Quantum simulators allow one to study in the laboratory many body quantum systems which are impossible to study numerically. A key recent advance was to show that quantum simulators could be adapted to lattice gauge theories. Theoretical proposals were put forward, see (1-5) plus several follow up papers, and a first experimental demonstration subsequently reported (6), see also the review (A). A related approach is to engineer synthetic gauge fields, as in the experimental demonstration of chiral edge states (7). The importance of these works is that they considerably expand the area of applicability of quantum simulators, and their potential impact. Indeed, they can now be applied to the whole area of elementary particle physics (described by lattice gauge theories), thereby establishing a bridge between these two areas of science, and presenting a potential new route to resolve longstanding open questions in particle physics.

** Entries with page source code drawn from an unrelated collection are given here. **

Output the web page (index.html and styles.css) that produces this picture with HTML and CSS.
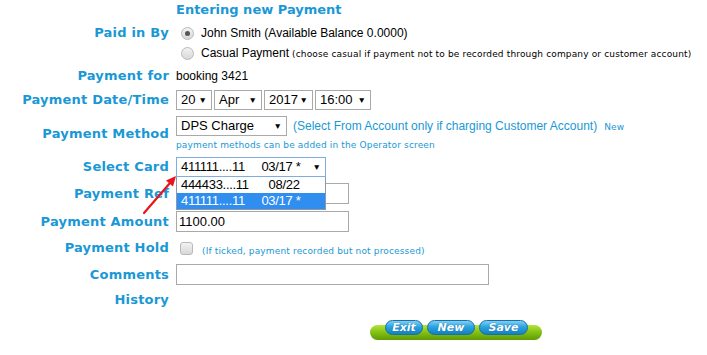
FILE: index.html
```html
<!DOCTYPE html>
<html lang="en">
<head>
  <meta charset="UTF-8">
  <title>Entering new Payment</title>
  <link rel="stylesheet" href="styles.css">
</head>
<body>
  <div class="page">
    <div class="row row-title">
      <div class="lbl"></div>
      <div class="val title">Entering new Payment</div>
    </div>

    <div class="row row-paid">
      <div class="lbl">Paid in By</div>
      <div class="val">
        <div class="radio-line"><span class="radio checked"></span>John Smith (Available Balance 0.0000)</div>
        <div class="radio-line"><span class="radio"></span>Casual Payment <span class="note dark">(choose casual if payment not to be recorded through company or customer account)</span></div>
      </div>
    </div>

    <div class="row row-for">
      <div class="lbl">Payment for</div>
      <div class="val text">booking 3421</div>
    </div>

    <div class="row row-date">
      <div class="lbl">Payment Date/Time</div>
      <div class="val selects">
        <div class="select w-day">20<span class="caret">&#9660;</span></div>
        <div class="select w-mon">Apr<span class="caret">&#9660;</span></div>
        <div class="select w-year">2017<span class="caret">&#9660;</span></div>
        <div class="select w-time">16:00<span class="caret">&#9660;</span></div>
      </div>
    </div>

    <div class="row row-method">
      <div class="lbl">Payment Method</div>
      <div class="val">
        <div class="method-line">
          <div class="select w-method">DPS Charge<span class="caret">&#9660;</span></div>
          <span class="hint">(Select From Account only if charging Customer Account)</span>
          <span class="note">New</span>
        </div>
        <div class="note">payment methods can be added in the Operator screen</div>
      </div>
    </div>

    <div class="row row-card">
      <div class="lbl">Select Card</div>
      <div class="val">
        <div class="card-wrap">
          <div class="select w-card focused"><span class="card-txt">411111....11     03/17 *</span><span class="caret">&#9660;</span></div>
          <ul class="card-list">
            <li>444433....11      08/22</li>
            <li class="active">411111....11     03/17 *</li>
          </ul>
        </div>
      </div>
    </div>

    <div class="row row-ref">
      <div class="lbl">Payment Ref</div>
      <div class="val"><div class="input w-short"></div></div>
    </div>

    <div class="row row-amount">
      <div class="lbl">Payment Amount</div>
      <div class="val"><div class="input w-short">1100.00</div></div>
    </div>

    <div class="row row-hold">
      <div class="lbl">Payment Hold</div>
      <div class="val hold"><span class="checkbox"></span><span class="note">(If ticked, payment recorded but not processed)</span></div>
    </div>

    <div class="row row-comments">
      <div class="lbl">Comments</div>
      <div class="val"><div class="input w-long"></div></div>
    </div>

    <div class="row row-history">
      <div class="lbl">History</div>
      <div class="val"></div>
    </div>

    <div class="row row-actions">
      <div class="lbl"></div>
      <div class="val">
        <div class="btnbar">
          <span class="pill p-exit">Exit</span>
          <span class="pill p-new">New</span>
          <span class="pill p-save">Save</span>
        </div>
      </div>
    </div>

    <!-- red pointer drawn over the form -->
    <svg class="pointer" width="44" height="48" viewBox="0 0 44 48">
      <line x1="6" y1="43" x2="32" y2="13" stroke="#e8141b" stroke-width="2.2" stroke-linecap="round"/>
      <polygon points="38,6 35,16.5 28,10.5" fill="#e8141b"/>
    </svg>
  </div>
</body>
</html>
```

FILE: styles.css
```css
body {
  margin: 0;
  background: #fff;
  font-family: "Liberation Sans", Arial, sans-serif;
  color: #000;
}
.page {
  position: relative;
  width: 707px;
  height: 355px;
}
.row {
  display: flex;
  align-items: center;
}
.lbl {
  width: 169px;
  flex: none;
  text-align: right;
  font-family: "DejaVu Sans", Verdana, sans-serif;
  font-weight: bold;
  font-size: 13px;
  line-height: 20px;
  letter-spacing: 0.2px;
  color: #1a98d5;
}
.val {
  margin-left: 7px;
  font-size: 12px;
}
.title {
  font-family: "DejaVu Sans", Verdana, sans-serif;
  font-weight: bold;
  font-size: 13px;
  line-height: 20px;
  color: #1a98d5;
}
.text {
  line-height: 20px;
}
.note {
  font-family: "DejaVu Sans", Verdana, sans-serif;
  font-size: 9px;
  letter-spacing: 0.15px;
  color: #1a98d5;
}
.note.dark {
  color: #000;
}

/* radios */
.row-paid {
  margin-top: 3px;
  align-items: flex-start;
}
.radio-line {
  display: flex;
  align-items: center;
  height: 20px;
  white-space: nowrap;
}
.radio-line .note {
  margin-left: 3px;
  margin-top: 2px;
}
.radio {
  width: 11px;
  height: 11px;
  border: 1px solid #b9b9b9;
  border-radius: 50%;
  background: linear-gradient(#f2f2f2, #d8d8d8);
  margin: 0 7px 0 5px;
  position: relative;
}
.radio.checked::after {
  content: "";
  position: absolute;
  left: 3px;
  top: 3px;
  width: 5px;
  height: 5px;
  border-radius: 50%;
  background: #555;
}
.row-for {
  margin-top: 3px;
}

/* select boxes */
.selects {
  display: flex;
  gap: 2px;
}
.select {
  position: relative;
  box-sizing: border-box;
  height: 20px;
  border: 1px solid #a9a9a9;
  padding-left: 4px;
  font-size: 13px;
  line-height: 18px;
  white-space: pre;
  background: #fff;
}
.caret {
  position: absolute;
  right: 4px;
  top: 0;
  font-size: 8.5px;
  line-height: 18px;
}
.w-day { width: 36px; }
.w-mon { width: 48px; }
.w-year { width: 49px; }
.w-time { width: 56px; }
.w-method { width: 111px; }
.w-card { width: 150px; }
.row-date {
  margin-top: 4px;
}
.row-method {
  margin-top: 6px;
}
.method-line {
  display: flex;
  align-items: center;
  white-space: nowrap;
}
.hint {
  color: #1a98d5;
  font-size: 12px;
  margin-left: 6px;
}
.method-line .note {
  margin-left: 7px;
  margin-top: 2px;
}
.method-line + .note {
  line-height: 14px;
  margin-top: 2px;
}

/* card select with its open list */
.row-card {
  margin-top: 5px;
  position: relative;
  z-index: 2;
}
.card-wrap {
  position: relative;
}
.select.focused {
  border-color: #7eaee0;
}
.card-txt {
  letter-spacing: -0.3px;
}
.card-list {
  position: absolute;
  top: 20px;
  left: 0;
  width: 150px;
  box-sizing: border-box;
  margin: 0;
  padding: 0;
  list-style: none;
  border: 1px solid #8c9aa8;
  border-top: none;
  background: #fff;
  font-size: 13px;
  letter-spacing: -0.3px;
}
.card-list li {
  height: 16px;
  line-height: 16px;
  padding-left: 4px;
  white-space: pre;
}
.card-list li.active {
  background: #2f8ef0;
  color: #fff;
}

/* text inputs */
.input {
  box-sizing: border-box;
  height: 21px;
  border: 1px solid #a9a9a9;
  font-size: 13px;
  line-height: 19px;
  padding-left: 2px;
}
.w-short { width: 173px; }
.w-long { width: 313px; }
.row-ref {
  margin-top: 6px;
}
.row-amount {
  margin-top: 7px;
}
.row-hold {
  margin-top: 6px;
}
.hold {
  display: flex;
  align-items: center;
}
.checkbox {
  width: 11px;
  height: 11px;
  border: 1px solid #b9b9b9;
  border-radius: 3px;
  background: linear-gradient(#f2f2f2, #d8d8d8);
  margin: 0 9px 0 4px;
}
.hold .note {
  margin-top: 5px;
}
.row-comments {
  margin-top: 6px;
}
.row-history {
  margin-top: 5px;
}

/* button strip */
.row-actions {
  margin-top: 10px;
}
.btnbar {
  position: relative;
  display: flex;
  gap: 4px;
  width: 172px;
  height: 20px;
  margin-left: 194px;
  padding-left: 15px;
  box-sizing: border-box;
}
.btnbar::before {
  content: "";
  position: absolute;
  left: 0;
  right: 0;
  bottom: 0;
  height: 15px;
  border-radius: 8px;
  background: linear-gradient(#b7e33a, #86c414 45%, #5f9a06);
}
.pill {
  position: relative;
  box-sizing: border-box;
  height: 15px;
  border-radius: 8px;
  border: 1px solid #1670aa;
  background: linear-gradient(#7fd0f6, #2ba3e0 45%, #1680c2);
  color: #fff;
  font-family: "DejaVu Sans", Verdana, sans-serif;
  font-style: italic;
  font-weight: bold;
  font-size: 11px;
  line-height: 13px;
  text-align: center;
  text-shadow: 0 0 1px #0b5d93;
}
.p-exit { width: 38px; }
.p-new { width: 48px; }
.p-save { width: 49px; }

.pointer {
  position: absolute;
  left: 138px;
  top: 170px;
}
```
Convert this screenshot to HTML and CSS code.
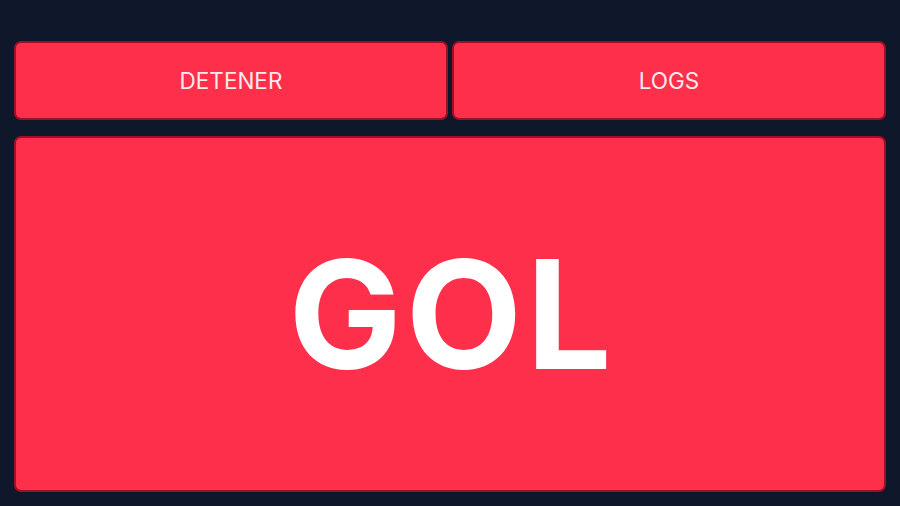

Quantum simulators can also be used to investigate many questions in many body quantum physics and solid state physics. Proposals for detecting and engineering topological states using quantum simulators were put forward in (8,9), see the review (B). Topological order is a new form of matter in which long range topological order emerges from purely local interactions. The generation and propagation of quasiparticles was demonstrated in (10) which allows the investigation of entanglement propagation, transport phenomena, thermalisation. Methods for simulating exotic magnetic systems were proposed in (11). An experimental demonstration of exotic many-body quantum phases was reported in (12).

A key difficulty in quantum simulators is to efficiently characterize the underlying quantum state, for instance by measuring global observables such as its entanglement. Major progress on this question was made in (13) and using another approach based on Rényi entropies in (14) and several follow up papers. These works show that long range entanglement can be estimated via statistical measurements, and are of huge impact for experimental groups working on large qubit registers, such as optical lattices and trapped ions.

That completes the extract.